Kitty Flanagan – Original Review | Review by Steve Bennett

Kitty Flanagan – Original Review

Note: This review is from 2007

Review by Steve Bennett

Kitty Flanagan kicks off with a few perfunctory gags pandering to the stereotypes of the Australian abroad. Yes, she really ought to be behind the bar; and yes, she does live in an overcrowded share house. So far, so much as expected.

The gags are given a little extra bite, though, by the underlying sentiment that her life has turned out a long way from what she expected. In her mid-thirties she surely shouldn’t be living like an impoverished backpacker.

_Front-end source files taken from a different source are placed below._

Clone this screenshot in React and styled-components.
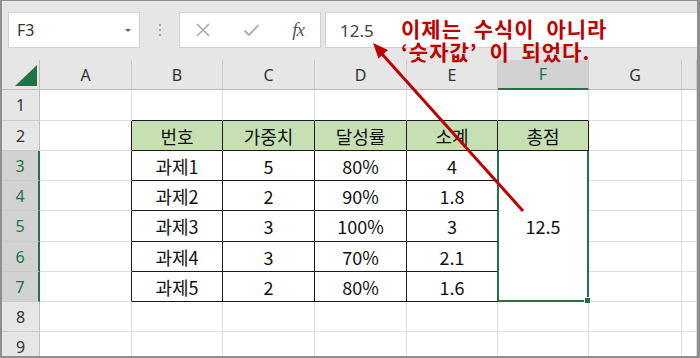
import React from "react";
import styled, { createGlobalStyle } from "styled-components";

const GREEN = "#217346";
const RED = "#c00000";
const GRID = "#dedede";

const GlobalStyle = createGlobalStyle`
  html, body { margin: 0; padding: 0; background: #fff; overflow: hidden; }
  body { font-family: "Noto Sans", "Noto Sans CJK KR", sans-serif; }
`;

const Frame = styled.div`
  position: relative;
  width: 700px;
  height: 358px;
  box-sizing: border-box;
  border: 2px solid #8e8e8e;
  border-top-width: 1px;
  border-right-width: 3px;
  background: #e6e6e6;
  display: flex;
  flex-direction: column;
  overflow: hidden;
`;

const FormulaBar = styled.div`
  height: 59px;
  flex: none;
  display: flex;
  align-items: flex-start;
  padding: 11px 0 0 6px;
  box-sizing: border-box;
`;

const NameBox = styled.div`
  width: 132px;
  height: 36px;
  box-sizing: border-box;
  background: #fff;
  border: 1px solid #d0d0d0;
  display: flex;
  align-items: center;
  justify-content: space-between;
  padding: 0 8px 0 8px;
  font-size: 16px;
  color: #333;
`;

const Caret = styled.span`
  width: 0;
  height: 0;
  border-left: 3px solid transparent;
  border-right: 3px solid transparent;
  border-top: 3px solid #666;
`;

const Grip = styled.div`
  width: 39px;
  height: 36px;
  display: flex;
  flex-direction: column;
  align-items: center;
  justify-content: center;
  gap: 3px;
  span {
    width: 2px;
    height: 2px;
    background: #a8a8a8;
  }
`;

const ButtonBox = styled.div`
  width: 142px;
  height: 36px;
  box-sizing: border-box;
  background: #fff;
  border: 1px solid #d0d0d0;
  display: flex;
  align-items: center;
  justify-content: space-between;
  padding: 0 16px 0 15px;
`;

const Fx = styled.span`
  font-family: "Liberation Serif", serif;
  font-style: italic;
  font-size: 19px;
  color: #555;
  letter-spacing: -1px;
`;

const FormulaInput = styled.div`
  flex: 1;
  margin-left: 4px;
  height: 36px;
  box-sizing: border-box;
  background: #fff;
  border: 1px solid #d0d0d0;
  border-right: none;
  display: flex;
  align-items: center;
  padding-left: 14px;
  font-size: 17px;
  color: #444;
`;

const Sheet = styled.div`
  flex: 1;
  display: grid;
  grid-template-columns: 38px 92px 91px 92px 92px 91px 91px 93px 15px;
  grid-template-rows: 30px 31px 30px 30px 30px 31px 30px 30px 30px 30px;
  background: #fff;
`;

const ColHead = styled.div`
  background: ${(p) => (p.$active ? "#d2d2d2" : "#e6e6e6")};
  color: ${(p) => (p.$active ? GREEN : "#333")};
  border-right: 1px solid #cacaca;
  border-bottom: ${(p) => (p.$active ? `2px solid ${GREEN}` : "1px solid #bcbcbc")};
  box-sizing: border-box;
  display: flex;
  align-items: center;
  justify-content: center;
  font-size: 16px;
`;

const Corner = styled.div`
  background: #e6e6e6;
  border-right: 1px solid #bcbcbc;
  border-bottom: 1px solid #bcbcbc;
  box-sizing: border-box;
  display: flex;
  align-items: flex-end;
  justify-content: flex-end;
  padding: 0 2px 3px 0;
`;

const RowHead = styled.div`
  background: ${(p) => (p.$active ? "#d2d2d2" : "#e6e6e6")};
  color: ${(p) => (p.$active ? GREEN : "#333")};
  border-right: ${(p) => (p.$active ? `2px solid ${GREEN}` : "1px solid #bcbcbc")};
  border-bottom: 1px solid #cacaca;
  box-sizing: border-box;
  display: flex;
  align-items: center;
  justify-content: center;
  font-size: 16px;
`;

const Cell = styled.div`
  background: ${(p) => p.$bg || "#fff"};
  border-right: 1px solid ${(p) => p.$right};
  border-bottom: 1px solid ${(p) => p.$bottom};
  box-sizing: border-box;
  display: flex;
  align-items: center;
  justify-content: center;
  font-family: "Noto Sans CJK KR", sans-serif;
  font-size: 18px;
  color: #111;
`;

const MergedCell = styled.div`
  grid-column: 7;
  grid-row: 4 / span 5;
  position: relative;
  border-left: 1px solid ${GREEN};
  border-right: 2px solid ${GREEN};
  border-bottom: 2px solid ${GREEN};
  box-sizing: border-box;
  display: flex;
  align-items: center;
  justify-content: center;
  font-family: "Noto Sans CJK KR", sans-serif;
  font-size: 18px;
  color: #111;
`;

const Handle = styled.span`
  position: absolute;
  right: -4px;
  bottom: -4px;
  width: 5px;
  height: 5px;
  background: ${GREEN};
  border: 1px solid #fff;
`;

const Note = styled.div`
  position: absolute;
  left: 399px;
  top: 16px;
  font-family: "Noto Sans CJK KR", sans-serif;
  font-weight: 700;
  font-size: 21px;
  line-height: 23px;
  letter-spacing: 1px;
  word-spacing: 6px;
  color: ${RED};
  white-space: nowrap;
`;

const Overlay = styled.svg`
  position: absolute;
  left: -2px;
  top: -1px;
  pointer-events: none;
`;

const letters = ["A", "B", "C", "D", "E", "F", "G", ""];

const data = {
  2: ["번호", "가중치", "달성률", "소계", "총점"],
  3: ["과제1", "5", "80%", "4"],
  4: ["과제2", "2", "90%", "1.8"],
  5: ["과제3", "3", "100%", "3"],
  6: ["과제4", "3", "70%", "2.1"],
  7: ["과제5", "2", "80%", "1.6"],
};

// column index: A=1 ... H=8; table is B2:F7
const inTable = (r, c) => r >= 2 && r <= 7 && c >= 2 && c <= 6;

function bodyCell(r, c) {
  if (c === 6 && r >= 3 && r <= 7) return null;
  let right = inTable(r, c) || inTable(r, c + 1) ? "#1a1a1a" : GRID;
  if (c === 5 && r >= 3 && r <= 7) right = GREEN;
  const bottom = inTable(r, c) || inTable(r + 1, c) ? "#1a1a1a" : GRID;
  const bg = r === 2 && inTable(r, c) ? "#c6e0b4" : null;
  const text = data[r] && c >= 2 ? data[r][c - 2] : "";
  return (
    <Cell key={`${r}-${c}`} $right={right} $bottom={bottom} $bg={bg}>
      {text}
    </Cell>
  );
}

export default function App() {
  const rows = [1, 2, 3, 4, 5, 6, 7, 8, 9];
  return (
    <>
      <GlobalStyle />
      <Frame>
        <FormulaBar>
          <NameBox>
            F3
            <Caret />
          </NameBox>
          <Grip>
            <span />
            <span />
            <span />
          </Grip>
          <ButtonBox>
            <svg width="16" height="16" viewBox="0 0 16 16">
              <path d="M2 2 L14 14 M14 2 L2 14" stroke="#aaa" strokeWidth="1.6" fill="none" />
            </svg>
            <svg width="17" height="14" viewBox="0 0 17 14">
              <path d="M1.5 7.5 L6 12 L15.5 2" stroke="#aaa" strokeWidth="1.8" fill="none" />
            </svg>
            <Fx>fx</Fx>
          </ButtonBox>
          <FormulaInput>12.5</FormulaInput>
        </FormulaBar>

        <Sheet>
          <Corner>
            <svg width="22" height="21" viewBox="0 0 22 21">
              <polygon points="22,0 22,21 0,21" fill={GREEN} />
            </svg>
          </Corner>
          {letters.map((l, i) => (
            <ColHead key={i} $active={l === "F"}>
              {l}
            </ColHead>
          ))}
          {rows.map((r) => (
            <React.Fragment key={r}>
              <RowHead $active={r >= 3 && r <= 7}>{r}</RowHead>
              {[1, 2, 3, 4, 5, 6, 7, 8].map((c) => bodyCell(r, c))}
            </React.Fragment>
          ))}
          <MergedCell>
            12.5
            <Handle />
          </MergedCell>
        </Sheet>

        <Note>
          <div>이제는 수식이 아니라</div>
          <div>‘숫자값’ 이 되었다.</div>
        </Note>

        <Overlay width="700" height="358" viewBox="0 0 700 358">
          <line x1="523" y1="211" x2="382" y2="54" stroke={RED} strokeWidth="3" />
          <polygon points="373,43 388,50 378.5,58.5" fill={RED} />
        </Overlay>
      </Frame>
    </>
  );
}
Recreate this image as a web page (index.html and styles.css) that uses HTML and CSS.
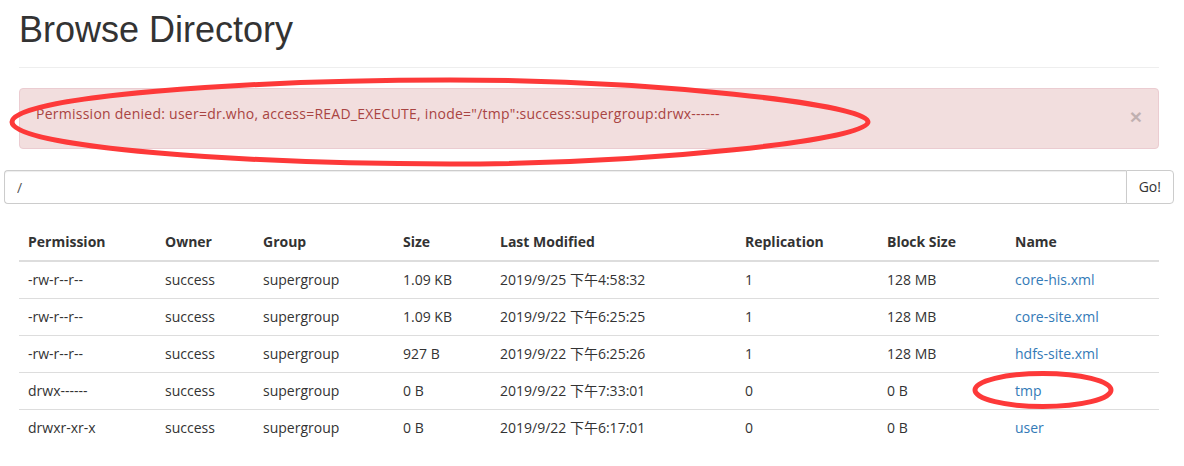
FILE: index.html
```html
<!DOCTYPE html>
<html lang="zh-CN">
<head>
<meta charset="utf-8">
<title>Browse Directory</title>
<link rel="stylesheet" href="styles.css">
</head>
<body>
<div class="page">
  <div class="page-header">
    <h1>Browse Directory</h1>
  </div>

  <div class="alert">
    <div class="alert-body">Permission denied: user=dr.who, access=READ_EXECUTE, inode="/tmp":success:supergroup:drwx------</div>
    <button type="button" class="close">&times;</button>
  </div>

  <div class="input-group">
    <input class="path-input" type="text" value="/">
    <button type="button" class="go-btn">Go!</button>
  </div>

  <table class="listing">
    <thead>
      <tr>
        <th class="c-perm">Permission</th>
        <th class="c-owner">Owner</th>
        <th class="c-group">Group</th>
        <th class="c-size">Size</th>
        <th class="c-mod">Last Modified</th>
        <th class="c-rep">Replication</th>
        <th class="c-block">Block Size</th>
        <th class="c-name">Name</th>
      </tr>
    </thead>
    <tbody>
      <tr>
        <td>-rw-r--r--</td><td>success</td><td>supergroup</td><td>1.09 KB</td>
        <td>2019/9/25 下午4:58:32</td><td>1</td><td>128 MB</td><td><a href="#">core-his.xml</a></td>
      </tr>
      <tr>
        <td>-rw-r--r--</td><td>success</td><td>supergroup</td><td>1.09 KB</td>
        <td>2019/9/22 下午6:25:25</td><td>1</td><td>128 MB</td><td><a href="#">core-site.xml</a></td>
      </tr>
      <tr>
        <td>-rw-r--r--</td><td>success</td><td>supergroup</td><td>927 B</td>
        <td>2019/9/22 下午6:25:26</td><td>1</td><td>128 MB</td><td><a href="#">hdfs-site.xml</a></td>
      </tr>
      <tr>
        <td>drwx------</td><td>success</td><td>supergroup</td><td>0 B</td>
        <td>2019/9/22 下午7:33:01</td><td>0</td><td>0 B</td><td><a href="#">tmp</a></td>
      </tr>
      <tr>
        <td>drwxr-xr-x</td><td>success</td><td>supergroup</td><td>0 B</td>
        <td>2019/9/22 下午6:17:01</td><td>0</td><td>0 B</td><td><a href="#">user</a></td>
      </tr>
    </tbody>
  </table>
</div>

<svg class="annotations" width="1184" height="466" viewBox="0 0 1184 466" xmlns="http://www.w3.org/2000/svg">
  <path d="M12,122 C12,96 250,80 450,80 C650,80 868,104 868,122 C868,140 650,164 450,164 C250,164 12,148 12,122 Z" fill="none" stroke="#fd3939" stroke-width="5"/>
  <ellipse cx="1043" cy="390" rx="68" ry="16.5" fill="none" stroke="#fd3939" stroke-width="5"/>
</svg>
</body>
</html>
```

FILE: styles.css
```css
html, body {
  margin: 0;
  padding: 0;
  background: #fff;
}

body {
  font-family: "Open Sans", "Noto Sans CJK SC", sans-serif;
  font-size: 14px;
  line-height: 20px;
  color: #333;
  width: 1184px;
  height: 466px;
  overflow: hidden;
  position: relative;
}

.page {
  padding: 0 25px 0 19px;
}

.page-header {
  border-bottom: 1px solid #eee;
  padding-bottom: 17px;
  margin-bottom: 20px;
}

.page-header h1 {
  margin: 10px 0 0 0;
  font-family: "Liberation Sans", Arial, sans-serif;
  font-weight: 400;
  font-size: 36px;
  line-height: 40px;
  color: #333;
}

.alert {
  display: flex;
  justify-content: space-between;
  align-items: flex-start;
  height: 20px;
  background: #f2dede;
  border: 1px solid #ebccd1;
  border-radius: 4px;
  color: #a94442;
  padding: 15px 16px 24px 15px;
  margin-bottom: 21px;
}

.alert-body {
  padding-left: 1px;
  letter-spacing: 0.25px;
}

.close {
  background: none;
  border: 0;
  padding: 0;
  margin: 2px 0 -5px 0;
  font-family: "Liberation Sans", Arial, sans-serif;
  font-size: 21px;
  font-weight: 700;
  line-height: 1;
  color: #000;
  opacity: 0.2;
  cursor: pointer;
}

.input-group {
  display: flex;
  margin: 0 -15px 20px -15px;
  height: 34px;
}

.path-input {
  flex: 1;
  box-sizing: border-box;
  height: 34px;
  margin: 0;
  padding: 6px 12px;
  border: 1px solid #ccc;
  border-right: 0;
  border-radius: 4px 0 0 4px;
  font-family: "Open Sans", sans-serif;
  font-size: 14px;
  color: #555;
  box-shadow: inset 0 1px 1px rgba(0, 0, 0, 0.075);
  outline: none;
}

.go-btn {
  box-sizing: border-box;
  height: 34px;
  margin: 0;
  padding: 6px 12px;
  border: 1px solid #ccc;
  border-radius: 0 4px 4px 0;
  background: #fff;
  font-family: "Open Sans", sans-serif;
  font-size: 14px;
  line-height: 20px;
  color: #333;
}

.listing {
  width: 100%;
  border-collapse: collapse;
  border-spacing: 0;
}

.listing th {
  text-align: left;
  font-weight: 700;
  padding: 8px 8px 8px 9px;
  line-height: 20px;
  border-bottom: 2px solid #ddd;
  vertical-align: bottom;
}

.listing td {
  padding: 8px 8px 8px 9px;
  line-height: 20px;
  border-top: 1px solid #ddd;
  vertical-align: top;
  white-space: nowrap;
}

.c-perm { width: 120px; }
.c-owner { width: 81px; }
.c-group { width: 123px; }
.c-size { width: 80px; }
.c-mod { width: 228px; }
.c-rep { width: 125px; }
.c-block { width: 111px; }

.listing a {
  color: #337ab7;
  text-decoration: none;
}

.annotations {
  position: absolute;
  top: 0;
  left: 0;
  pointer-events: none;
}
```
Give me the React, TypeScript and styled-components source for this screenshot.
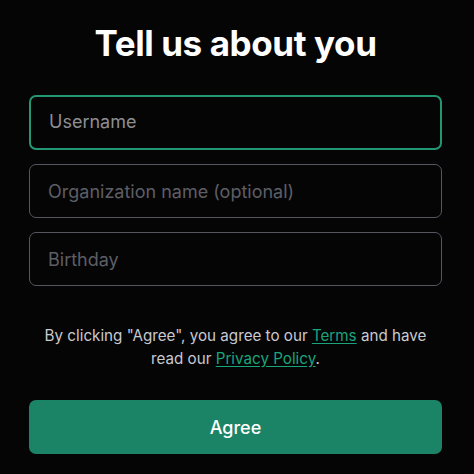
import styled, { createGlobalStyle } from "styled-components";

const GlobalStyle = createGlobalStyle`
  html, body {
    margin: 0;
    padding: 0;
    background: #050505;
  }
  body {
    font-family: Inter, "Liberation Sans", sans-serif;
  }
`;

const Page = styled.main`
  width: 474px;
  height: 474px;
  box-sizing: border-box;
  padding: 21px 32px 0 29px;
  display: flex;
  flex-direction: column;
  align-items: stretch;
`;

const Title = styled.h1`
  margin: 0 0 29px;
  text-align: center;
  color: #ffffff;
  font-size: 35px;
  font-weight: 700;
  letter-spacing: -0.4px;
  line-height: 45px;
`;

const Fields = styled.div`
  display: flex;
  flex-direction: column;
  gap: 14px;
`;

const Field = styled.input<{ $focused?: boolean }>`
  box-sizing: border-box;
  height: ${(p) => (p.$focused ? "55px" : "54px")};
  width: 100%;
  margin: 0;
  padding: ${(p) => (p.$focused ? "0 18px 3px" : "0 18px")};
  background: transparent;
  border: ${(p) => (p.$focused ? "2px solid #239774" : "1px solid #55565f")};
  border-radius: 7px;
  color: #ececf1;
  font-family: Inter, "Liberation Sans", sans-serif;
  font-size: 18px;
  outline: none;

  &::placeholder {
    color: ${(p) => (p.$focused ? "#8e8e94" : "#5d5e66")};
  }
`;

const Notice = styled.p`
  margin: 38px 0 0;
  text-align: center;
  color: #c9c9d0;
  font-size: 15.2px;
  line-height: 23px;
`;

const Link = styled.a`
  color: #19a47c;
  text-decoration: underline;
  text-underline-offset: 2px;
`;

const AgreeButton = styled.button`
  margin-top: 30px;
  height: 54px;
  width: 100%;
  border: none;
  border-radius: 7px;
  background: #1b8366;
  color: #ffffff;
  font-family: Inter, "Liberation Sans", sans-serif;
  font-size: 18px;
  font-weight: 500;
  cursor: pointer;
`;

export default function App() {
  return (
    <>
      <GlobalStyle />
      <Page>
        <Title>Tell us about you</Title>
        <Fields>
          <Field $focused placeholder="Username" />
          <Field placeholder="Organization name (optional)" />
          <Field placeholder="Birthday" />
        </Fields>
        <Notice>
          By clicking "Agree", you agree to our <Link href="#">Terms</Link> and have
          <br />
          read our <Link href="#">Privacy Policy</Link>.
        </Notice>
        <AgreeButton>Agree</AgreeButton>
      </Page>
    </>
  );
}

It’s this confessional analysis of her own failings that’s the nub of her appeal. For once she’s got the Australian thing out of the way, she can concentrate on what she’s best at – angsty fretting about her shortcomings. And, like any good psychiatry session, these can be traced right back to some childhood embarrassment, which she explains in minute detail.

Flanagan’s no slick gagsmith. Instead she tells a series of self-deprecating anecdotes with a modest wit and an unassuming charm. In place of a riot of laughs are warm chuckles, wrought from the honesty of her recollections. The knowing commentary the grown-up Flanagan adds, thinking smart asides her young self was too naïve to entertain at the time, only adds to the wry humour.

She is a sarcastic beast, too, gently ribbing away at the United ‘Kingdom’ and all she’s found to mock since living here – which is plenty. It’s all good-natured fun, mind.

Hers is a satisfying, rounded set, enhanced by her unassuming delivery, that will surely endear this likeable worrier to all who hear her.